Depois da guerra, criminosos nazistas notórios se instalaram por aqui. Como o médico Josef Mengele. Durante a ditadura, entre 1967-68, o CCC (Comando de Caça aos Comunistas) foi atuante no tiroteio da Maria Antônia, contra estudantes de USP, e em invadir teatros e espancar atores da peça Roda Viva.
A antropóloga Adriana Abreu Magalhães Dias (Unicamp) pesquisa a ascensão da extrema-direita desde 2002. “Observando o Ódio” é o título da tese de doutorado, em que observou sites, blogs, fóruns e comunidades neonazistas
Ela que também é programadora trabalhou com muitas ferramentas, várias delas pouco conhecidas pela antropologia, como Gephi e N*Vivo, e principalmente a rede Thor, a fim de acessar a denominada Deep Web: “Sou muito exigente com meus dados e, na primeira vez que os vi, achei que estavam mentindo, que não era possível o fenômeno ser tão grande. Levantei números de sites, postagens, downloads em redes, inscritos e postagens em fóruns, integrantes em comunidades como Facebook e Twitter. Há uma postagem antissemita no Twitter a cada quatro segundos; uma postagem em português contra negros, pessoas com deficiência e LGBTs a cada 8 segundos”.
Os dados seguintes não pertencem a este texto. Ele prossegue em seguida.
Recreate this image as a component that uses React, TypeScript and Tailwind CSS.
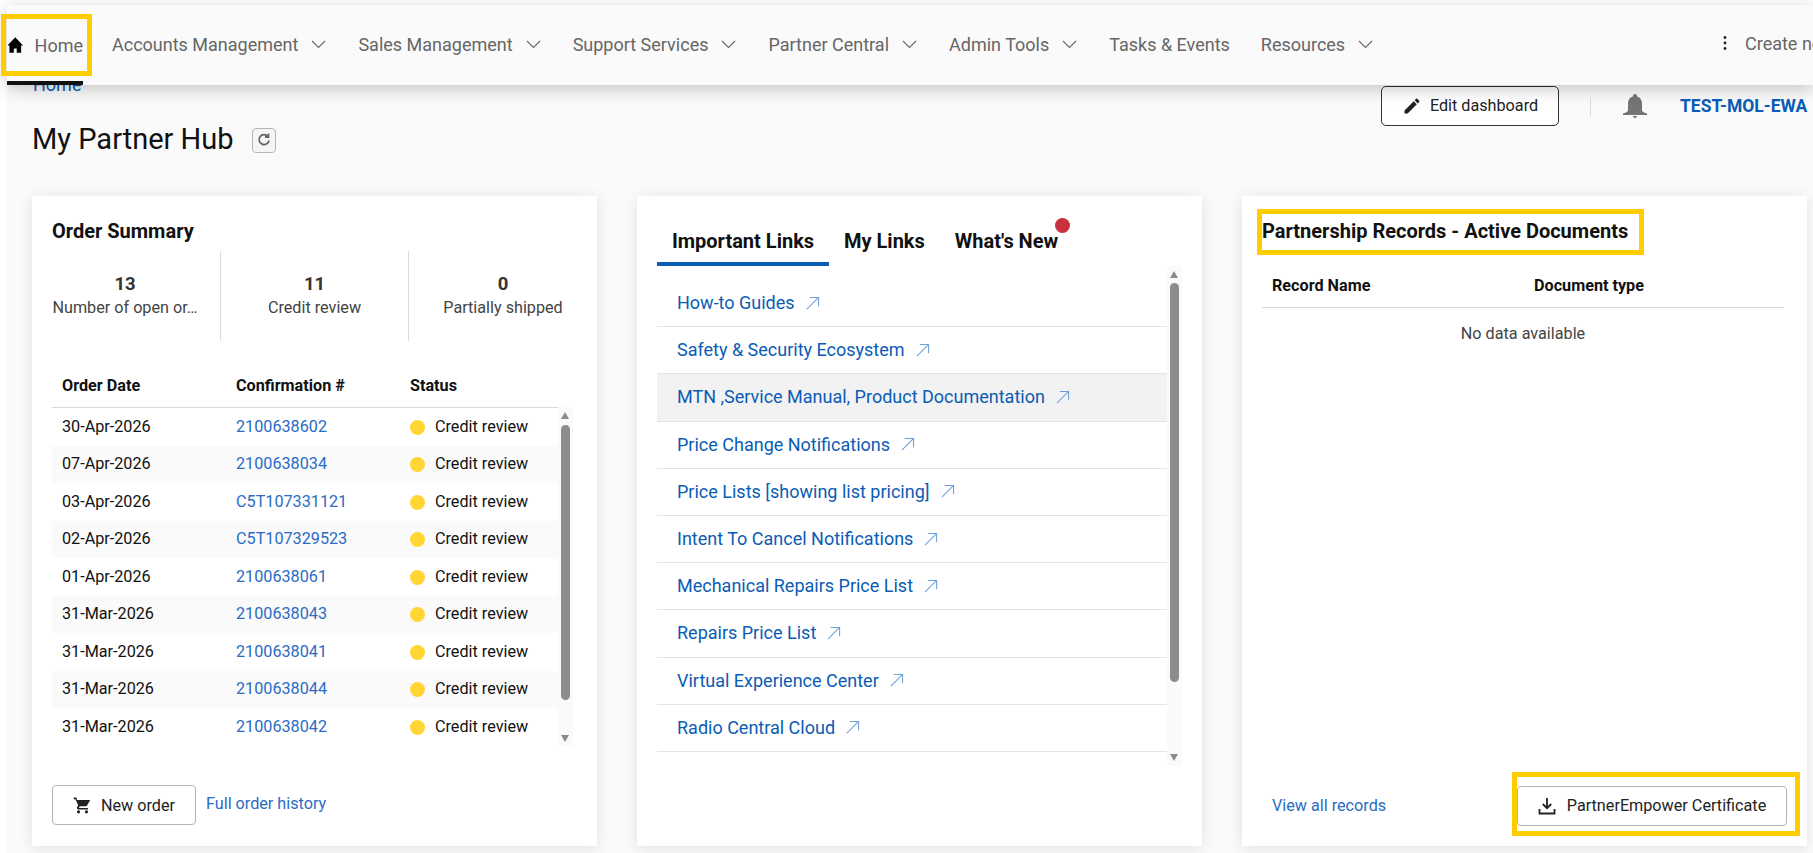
import React from "react";

const font = { fontFamily: "Roboto, sans-serif" };

function Chevron() {
  return (
    <svg width="15" height="9" viewBox="0 0 15 9" fill="none" stroke="#666" strokeWidth="1.1">
      <path d="M1 1l6.5 6.5L14 1" />
    </svg>
  );
}

function HomeIcon() {
  return (
    <svg width="17" height="18" viewBox="0 0 17 18" fill="#000">
      <path d="M8.5 1L0.500 9.500h2V17h4.500v-4.500h3V17h4.500V9.500h2z" />
    </svg>
  );
}

function Arrow() {
  return (
    <svg width="14" height="14" viewBox="0 0 15 15" fill="none" stroke="#6f9fdc" strokeWidth="1.1">
      <path d="M1 14L13.5 1.5M4 1.5h9.5V11" />
    </svg>
  );
}

function Scroll({ thumb, down, top }: { thumb: string; down: string; top: string }) {
  return (
    <div className={`absolute right-0 ${top} ${down} w-[15px] bg-[#fafafa]`}>
      <div className="absolute left-[3px] top-[5px] w-0 h-0 border-x-[4.5px] border-x-transparent border-b-[7px] border-b-[#8c8c8c]" />
      <div className={`absolute left-[3px] w-[9px] rounded-full bg-[#8c8c8c] ${thumb}`} />
      <div className="absolute left-[3px] bottom-[4px] w-0 h-0 border-x-[4.5px] border-x-transparent border-t-[7px] border-t-[#8c8c8c]" />
    </div>
  );
}

const navItems: [string, boolean][] = [
  ["Accounts Management", true],
  ["Sales Management", true],
  ["Support Services", true],
  ["Partner Central", true],
  ["Admin Tools", true],
  ["Tasks & Events", false],
  ["Resources", true],
];

const orders = [
  ["30-Apr-2026", "2100638602"],
  ["07-Apr-2026", "2100638034"],
  ["03-Apr-2026", "C5T107331121"],
  ["02-Apr-2026", "C5T107329523"],
  ["01-Apr-2026", "2100638061"],
  ["31-Mar-2026", "2100638043"],
  ["31-Mar-2026", "2100638041"],
  ["31-Mar-2026", "2100638044"],
  ["31-Mar-2026", "2100638042"],
];

const links = [
  "How-to Guides",
  "Safety & Security Ecosystem",
  "MTN ,Service Manual, Product Documentation",
  "Price Change Notifications",
  "Price Lists [showing list pricing]",
  "Intent To Cancel Notifications",
  "Mechanical Repairs Price List",
  "Repairs Price List",
  "Virtual Experience Center",
  "Radio Central Cloud",
];

const stats = [
  ["13", "Number of open or…", "-ml-[1px] w-[148px] mr-[21px]"],
  ["11", "Credit review", "w-[188px] border-l border-[#dcdcdc]"],
  ["0", "Partially shipped", "w-[189px] border-l border-[#dcdcdc]"],
];

export default function App() {
  return (
    <div className="h-[853px] overflow-hidden bg-white pl-[7px] pt-[5px] text-[16.2px]" style={font}>
      <div className="h-full bg-[#fafafa]">
        <nav className="relative z-10 flex h-[80px] items-center bg-[#fafafa] shadow-[0_4px_16px_rgba(0,0,0,0.22)] whitespace-nowrap text-[18px] text-[#666]">
          <div className="relative flex h-full w-[76px] items-center gap-[11px]">
            <HomeIcon />
            <span>Home</span>
            <div className="absolute bottom-0 left-0 h-[4px] w-full bg-[#111]" />
            <div className="absolute left-[-6px] top-[9px] h-[62px] w-[91px] border-[5px] border-[#ffcc00]" />
          </div>
          <div className="ml-[29px] flex items-center pb-[2px]">
            {navItems.map(([label, chev]) => (
              <div key={label} className={`${chev ? "mr-[32px]" : "mr-[31px]"} flex items-center gap-[13px]`}>
                <span>{label}</span>
                {chev && <Chevron />}
              </div>
            ))}
          </div>
          <div className="ml-auto flex items-center gap-[18px] pb-[4px] pl-[20px]">
            <svg width="4" height="16" viewBox="0 0 4 16" fill="#222">
              <circle cx="2" cy="2.500" r="1.400" />
              <circle cx="2" cy="8" r="1.400" />
              <circle cx="2" cy="13.500" r="1.400" />
            </svg>
            <span className="w-[68px] overflow-hidden">Create new</span>
          </div>
        </nav>

        <header className="flex h-[111px] items-start justify-between pl-[26px] pr-[6px]">
          <div>
            <a className="-mt-[14px] block text-[18px] text-[#0a5cb5]">Home</a>
            <div className="mt-[23px] flex items-center gap-[18px]">
              <h1 className="-ml-[1px] text-[29px] leading-[36px] text-[#111]">My Partner Hub</h1>
              <button className="mt-[2px] flex h-[25px] w-[24px] items-center justify-center rounded-[4px] border border-[#b5b5b5] bg-[#f5f5f5]">
                <svg width="14" height="14" viewBox="0 0 14 14" fill="none" stroke="#666" strokeWidth="1.800">
                  <path d="M11 3.500A5 5 0 1 0 12 7.500" />
                  <path d="M11.500 0.500v3.500h-3.500" />
                </svg>
              </button>
            </div>
          </div>
          <div className="flex items-center pt-[1px]">
            <button className="flex h-[40px] w-[178px] items-center justify-center gap-[8px] rounded-[5px] border border-[#333] bg-white text-[#222]">
              <svg width="20" height="20" viewBox="0 0 24 24" fill="#222">
                <path d="M3 17.25V21h3.75L17.81 9.94l-3.75-3.75L3 17.25zM20.71 7.04a1 1 0 0 0 0-1.41l-2.34-2.34a1 1 0 0 0-1.41 0l-1.83 1.83 3.75 3.75 1.83-1.83z" />
              </svg>
              Edit dashboard
            </button>
            <div className="ml-[31px] h-[19px] w-px bg-[#dcdcdc]" />
            <svg className="ml-[31px]" width="26" height="26" viewBox="0 0 26 26" fill="#757575">
              <path d="M13 1a2 2 0 0 0-2 2v.6C7.500 4.600 6 7.500 6 11v6c0 1.500-1.500 2.500-5 3.500V22h24v-1.500c-3.500-1-5-2-5-3.500v-6c0-3.500-1.500-6.400-5-7.400V3a2 2 0 0 0-2-2z" />
              <path d="M10.500 23h5L13 25.500z" />
            </svg>
            <span className="ml-[32px] w-[127px] whitespace-nowrap text-[17.5px] font-bold text-[#0a5cb5]">TEST-MOL-EWA</span>
          </div>
        </header>

        <main className="flex gap-[40px] pl-[25px]">
          <section className="relative h-[650px] w-[565px] bg-white px-[20px] shadow-[0_2px_14px_rgba(0,0,0,0.1)]">
            <h2 className="pt-[23px] text-[20px] font-bold leading-[24px] text-[#111]">Order Summary</h2>
            <div className="mt-[8px] -mr-[20px] flex h-[90px] text-center">
              {stats.map(([n, label, cls]) => (
                <div key={n} className={`pt-[21px] ${cls}`}>
                  <div className="text-[18.5px] font-bold leading-[24px] text-[#333]">{n}</div>
                  <div className="truncate leading-[24px] text-[#444]">{label}</div>
                </div>
              ))}
            </div>
            <div className="mt-[27px] flex h-[40.4px] w-[506px] items-center border-b border-[#d9d9d9] pb-[3px] font-bold text-[#111]">
              <div className="w-[184px] pl-[10px]">Order Date</div>
              <div className="w-[174px]">Confirmation #</div>
              <div>Status</div>
            </div>
            <div className="w-[506px]">
              {orders.map(([date, id], i) => (
                <div key={i} className={`flex h-[37.5px] items-center text-[#111] ${i % 2 ? "bg-[#fafafa]" : "bg-white"}`}>
                  <div className="w-[184px] pl-[10px]">{date}</div>
                  <div className="w-[174px] text-[#2a6cc4]">{id}</div>
                  <div className="flex items-center gap-[10px]">
                    <span className="h-[15px] w-[15px] rounded-full bg-[#ffd633]" />
                    Credit review
                  </div>
                </div>
              ))}
            </div>
            <Scroll top="top-[211px]" down="h-[339px] mr-[24px]" thumb="top-[18px] h-[275px]" />
            <div className="mt-[39.6px] flex items-start gap-[10px]">
              <button className="flex h-[40px] w-[144px] items-center justify-center gap-[9px] rounded-[4px] border border-[#b3b3b3] bg-white pt-[1px] text-[#222]">
                <svg width="19" height="19" viewBox="0 0 24 24" fill="#222">
                  <path d="M7 18a2 2 0 1 0 0 4 2 2 0 0 0 0-4zM17 18a2 2 0 1 0 0 4 2 2 0 0 0 0-4zM1 2v2h2l3.600 7.590-1.350 2.450C5.090 14.320 5 14.650 5 15c0 1.100.9 2 2 2h12v-2H7.420l1.100-2h7.450c.75 0 1.410-.41 1.750-1.030L21.700 5H5.210l-.94-3H1z" />
                </svg>
                New order
              </button>
              <a className="pt-[7px] text-[#2a6cc4]">Full order history</a>
            </div>
          </section>

          <section className="relative h-[650px] w-[565px] bg-white pl-[20px] shadow-[0_2px_14px_rgba(0,0,0,0.1)]">
            <div className="flex h-[70px] items-end text-[20px] font-bold text-[#111]">
              <div className="flex h-[36px] w-[172px] justify-center border-b-4 border-[#0a5cb5] leading-[22px]">Important Links</div>
              <div className="ml-[15px] h-[36px] leading-[22px]">My Links</div>
              <div className="relative ml-[30px] h-[36px] leading-[22px]">
                What's New
                <span className="absolute right-[-12px] top-[-12px] h-[15px] w-[15px] rounded-full bg-[#c8323c]" />
              </div>
            </div>
            <div className="mt-[14px] w-[510px] text-[18px] text-[#0a5cb5]">
              {links.map((l, i) => (
                <div key={l} className={`flex h-[47.2px] items-center gap-[11px] border-b border-[#e3e3e3] pl-[20px] pb-[1px] ${i === 2 ? "bg-[#f2f2f2]" : ""}`}>
                  <span>{l}</span>
                  <Arrow />
                </div>
              ))}
            </div>
            <Scroll top="top-[70px]" down="h-[499px] mr-[20px]" thumb="top-[17px] h-[399px]" />
          </section>

          <section className="relative h-[650px] w-[565px] bg-white px-[20px] shadow-[0_2px_14px_rgba(0,0,0,0.1)]">
            <div className="absolute left-[15px] top-[13px] h-[46px] w-[387px] border-[5px] border-[#ffcc00]" />
            <h2 className="pt-[23px] text-[20px] font-bold leading-[24px] text-[#111]">Partnership Records - Active Documents</h2>
            <div className="mr-[3px] mt-[22px] flex h-[43px] items-center border-b border-[#d9d9d9] font-bold text-[#111]">
              <div className="w-[272px] pl-[10px]">Record Name</div>
              <div>Document type</div>
            </div>
            <div className="mr-[3px] pt-[14px] text-center text-[#444]">No data available</div>
            <div className="absolute bottom-[20px] left-[30px] right-[20px] flex items-center justify-between">
              <a className="text-[#2a6cc4]">View all records</a>
              <div className="relative">
                <button className="flex h-[40px] w-[270px] items-center justify-center gap-[11px] rounded-[4px] border border-[#b3b3b3] bg-white text-[#222]">
                  <svg width="18" height="18" viewBox="0 0 18 18" fill="none" stroke="#222" strokeWidth="1.800">
                    <path d="M9 1v10M4.800 7L9 11.200 13.200 7M1.500 12v4.500h15V12" />
                  </svg>
                  PartnerEmpower Certificate
                </button>
                <div className="absolute left-[-5px] top-[-14px] h-[64px] w-[288px] border-[5px] border-[#ffcc00]" />
              </div>
            </div>
          </section>
        </main>
      </div>
    </div>
  );
}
Para a Revista da Unicamp, disse em 2018: “Em 2002, quando comecei a pesquisar a extrema direita no Brasil e no mundo, as pessoas não viam sentido nesse esforço, porque não acreditavam na existência de um movimento neonazista. Infelizmente, os dados apontaram para um caminho que se mostrou verdadeiro… No meu mestrado em 2007, a situação já estava muito mais grave do que quando iniciei as pesquisas. E, hoje, vivemos o que considero um tsunami do movimento da direita”.
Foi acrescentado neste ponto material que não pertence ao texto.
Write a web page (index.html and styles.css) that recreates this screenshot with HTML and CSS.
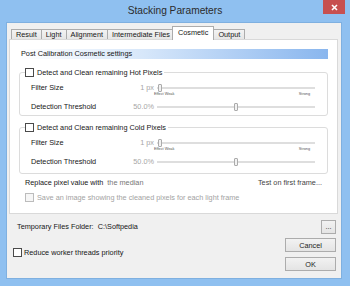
FILE: index.html
```html
<!DOCTYPE html>
<html lang="en">
<head>
    <meta charset="UTF-8">
    <title>Stacking Parameters</title>
    <link rel="stylesheet" href="styles.css">
</head>
<body>
    <div class="window">
        <div class="titlebar">
            <div class="title">Stacking Parameters</div>
            <button class="close">
                <svg width="7" height="7" viewBox="0 0 7 7"><path d="M1 1L6 6M6 1L1 6" stroke="#fff" stroke-width="1.6"/></svg>
            </button>
        </div>

        <div class="client">
            <div class="tabs">
                <div class="tab">Result</div>
                <div class="tab">Light</div>
                <div class="tab">Alignment</div>
                <div class="tab">Intermediate Files</div>
                <div class="tab active">Cosmetic</div>
                <div class="tab">Output</div>
            </div>

            <div class="panel">
                <div class="section-head">Post Calibration Cosmetic settings</div>

                <fieldset class="group">
                    <legend><span class="check"></span>Detect and Clean remaining Hot Pixels</legend>
                    <div class="param">
                        <span class="param-label">Filter Size</span>
                        <span class="param-value">1 px</span>
                        <div class="slider">
                            <div class="track"><span class="thumb" style="left: 1px"></span></div>
                            <div class="scale"><span>Effect Weak</span><span>Strong</span></div>
                        </div>
                    </div>
                    <div class="param">
                        <span class="param-label">Detection Threshold</span>
                        <span class="param-value">50.0%</span>
                        <div class="slider">
                            <div class="track"><span class="thumb" style="left: 49%"></span></div>
                        </div>
                    </div>
                </fieldset>

                <fieldset class="group">
                    <legend><span class="check"></span>Detect and Clean remaining Cold Pixels</legend>
                    <div class="param">
                        <span class="param-label">Filter Size</span>
                        <span class="param-value">1 px</span>
                        <div class="slider">
                            <div class="track"><span class="thumb" style="left: 1px"></span></div>
                            <div class="scale"><span>Effect Weak</span><span>Strong</span></div>
                        </div>
                    </div>
                    <div class="param">
                        <span class="param-label">Detection Threshold</span>
                        <span class="param-value">50.0%</span>
                        <div class="slider">
                            <div class="track"><span class="thumb" style="left: 49%"></span></div>
                        </div>
                    </div>
                </fieldset>

                <div class="replace-row">
                    <span>Replace pixel value with&nbsp; <span class="muted">the median</span></span>
                    <span class="test">Test on first frame...</span>
                </div>
                <div class="check-row disabled"><span class="check"></span>Save an image showing the cleaned pixels for each light frame</div>
            </div>

            <div class="footer">
                <div class="footer-left">
                    <div class="folder">Temporary Files Folder:&nbsp; C:\Softpedia</div>
                    <div class="check-row"><span class="check"></span>Reduce worker threads priority</div>
                </div>
                <div class="footer-right">
                    <button class="btn btn-browse">...</button>
                    <button class="btn">Cancel</button>
                    <button class="btn">OK</button>
                </div>
            </div>
        </div>
    </div>
</body>
</html>
```

FILE: styles.css
```css
body {
    margin: 0;
    font-family: "Liberation Sans", Arial, sans-serif;
    font-size: 7.3px;
    color: #161616;
}

.window {
    width: 350px;
    height: 286px;
    background: #8fc0f0;
    display: flex;
    flex-direction: column;
}

/* Title bar */
.titlebar {
    height: 22px;
    display: grid;
    grid-template-columns: 1fr auto 1fr;
    padding: 0 5px;
}

.title {
    grid-column: 2;
    font-size: 10.2px;
    line-height: 22px;
    color: #2b2b2b;
}

.close {
    grid-column: 3;
    justify-self: end;
    width: 22px;
    height: 14px;
    padding: 0;
    border: none;
    background: #c75050;
    display: flex;
    align-items: center;
    justify-content: center;
}

/* Client area */
.client {
    flex: 1;
    margin: 0 8px 7px 6px;
    border: 1px solid #7fb0e0;
    background: #f0f0f0;
    display: flex;
    flex-direction: column;
}

.tabs {
    display: flex;
    align-items: flex-end;
    margin: 3px 0 0 4px;
    position: relative;
    z-index: 1;
}

.tab {
    height: 9px;
    line-height: 10px;
    padding: 0 4px;
    border: 1px solid #acacac;
    border-bottom: none;
    background: linear-gradient(#f3f3f3, #e6e6e6);
    margin-right: -1px;
}

.tab.active {
    height: 13px;
    line-height: 12px;
    padding: 0 5px;
    margin: 0 -1px -1px -2px;
    background: #fff;
}

.panel {
    height: 175px;
    margin: 0 3px 0 2px;
    padding: 0 9px;
    border: 1px solid #d9d9d9;
    background: #fff;
    box-sizing: border-box;
}

.section-head {
    margin-top: 9px;
    height: 10px;
    line-height: 10px;
    padding-left: 2px;
    background: linear-gradient(to right, #ffffff, #d7e7fa 40%, #89b6ee);
}

/* Group boxes */
.group {
    margin: 9px 0 0;
    padding: 5px 12px 2px 11px;
    border: 1px solid #dcdcdc;
    border-radius: 3px;
    min-width: 0;
}

.group + .group {
    margin-top: 7px;
    padding-bottom: 5px;
}

.group legend {
    margin-left: -6px;
    padding: 0 2px 0 0;
    line-height: 9px;
}

.check {
    display: inline-block;
    width: 7px;
    height: 7px;
    border: 1px solid #4a4a4a;
    background: #fff;
    vertical-align: top;
    margin-right: 3px;
}

.param {
    display: grid;
    grid-template-columns: 1fr 30px 158px;
    column-gap: 3px;
}

.param + .param {
    margin-top: 4px;
}

.param-label,
.param-value {
    line-height: 12px;
}

.param-value {
    text-align: right;
    color: #a6a6a6;
}

.track {
    position: relative;
    height: 2px;
    margin: 5px 0;
    background: #dedede;
}

.scale {
    display: flex;
    justify-content: space-between;
    margin: -2px 5px 0 -3px;
    font-size: 3.8px;
    line-height: 5px;
    color: #555;
}

.thumb {
    position: absolute;
    top: -3px;
    width: 2px;
    height: 6px;
    border: 1px solid #ababab;
    border-radius: 1px;
    background: #f2f2f2;
}

.replace-row {
    display: flex;
    justify-content: space-between;
    margin: 4px 6px 0;
    line-height: 10px;
}

.muted {
    color: #767676;
}

.test {
    color: #444;
}

.check-row {
    display: flex;
    align-items: center;
    margin: 5px 6px 0;
    line-height: 9px;
}

.check-row.disabled {
    color: #a3a3a3;
}

.check-row.disabled .check {
    border-color: #bcbcbc;
    background: #f6f6f6;
}

/* Footer */
.footer {
    display: flex;
    justify-content: space-between;
    padding: 6px 5px 0 6px;
}

.folder {
    margin-left: 4px;
    line-height: 14px;
}

.footer-left .check-row {
    margin: 14px 0 0;
}

.footer-left .check {
    margin-right: 2px;
}

.footer-right {
    display: flex;
    flex-direction: column;
    align-items: flex-end;
}

.btn {
    width: 51px;
    height: 14px;
    padding: 0;
    margin-bottom: 5px;
    border: 1px solid #acacac;
    background: linear-gradient(#f2f2f2, #e4e4e4);
    font-family: inherit;
    font-size: 7.3px;
    color: #1e1e1e;
}

.btn-browse {
    width: 15px;
    margin-bottom: 4px;
    line-height: 10px;
}
```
“Trabalhei com algoritmos que buscam palavras-chave e criei ferramentas que fornecem extratos numéricos que eu não teria como manipular. Utilizei quatro ferramentas de análise quantitativa (no mestrado foram duas), sendo que uma confirma o resultado da outra. Quem mais gostaria que esses dados não existissem sou eu, mas se trata do meu objeto de pesquisa.”
Recentemente, ela identificou 334 células de grupos nazistas em atividade no Brasil. A maioria nas regiões Sul e Sudeste. Saiu no Portal UOL. Os grupos se dividem em até 17 alas: hitleristas, supremacistas separatistas, de negação do Holocausto. Tem ainda três grupos filiados à KKK (Ku Klux Klan), duas em Blumenau (SC) e uma em Niterói (RJ).
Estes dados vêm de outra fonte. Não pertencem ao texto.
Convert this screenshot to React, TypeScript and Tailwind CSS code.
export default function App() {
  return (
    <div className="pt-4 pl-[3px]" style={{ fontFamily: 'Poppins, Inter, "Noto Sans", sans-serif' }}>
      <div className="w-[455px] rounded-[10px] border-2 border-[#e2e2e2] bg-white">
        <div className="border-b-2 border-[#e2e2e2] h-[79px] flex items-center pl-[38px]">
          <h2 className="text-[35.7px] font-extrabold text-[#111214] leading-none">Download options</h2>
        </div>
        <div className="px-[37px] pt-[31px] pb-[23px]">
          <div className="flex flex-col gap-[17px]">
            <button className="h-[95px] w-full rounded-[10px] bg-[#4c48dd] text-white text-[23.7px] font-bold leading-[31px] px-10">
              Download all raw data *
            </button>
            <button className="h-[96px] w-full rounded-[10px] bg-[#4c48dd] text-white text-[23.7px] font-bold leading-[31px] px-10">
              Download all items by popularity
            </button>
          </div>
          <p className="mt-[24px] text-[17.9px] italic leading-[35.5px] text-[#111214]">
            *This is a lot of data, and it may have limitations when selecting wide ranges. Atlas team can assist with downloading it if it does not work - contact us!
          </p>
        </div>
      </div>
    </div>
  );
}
O estado com mais células é São Paulo (99 grupos, 28 na capital). Seguido por Santa Catarina (69 grupos), Paraná (66) e Rio Grande do Sul (47). Ela crê que existam mais de 300 mil simpatizantes do nazismo no Brasil. E aponta três razões.
Recorre a Peter Gay: “O ódio é cultivado sobre um tripé. Em primeiro lugar está a crença na meritocracia: a ideia – resultante da má interpretação da teoria darwiniana – de que estamos em evolução e alguns mais aptos têm direitos conquistados ‘meritocraticamente’. Isso é uma farsa, pois nem todos saem do mesmo lugar”. E exemplifica: como todas as crianças vão sair do mesmo lugar, quando temos a que tomou café da manhã e a outra, não, a que tem pai com salário de 40 mil, e a outra com pai ganhando salário mínimo ou desempregado?
O segundo instrumento do ódio é a construção de um “outro” conveniente, para justificar porque brancos nem sempre conseguem conquistar o melhor lugar “naturalizado”. O “outro” teria roubado o lugar do branco. Quem é o outro? O gay, o negro, o imigrante, o judeu, o deficiente, que são construídos como inimigos do branco que deveria ter o lugar natural.
No terceiro elemento como o ódio se sustenta: o culto à masculinidade, vendo-se a mulher apenas como a receptora da raça, que vai dar a criança para o homem construir um novo mundo.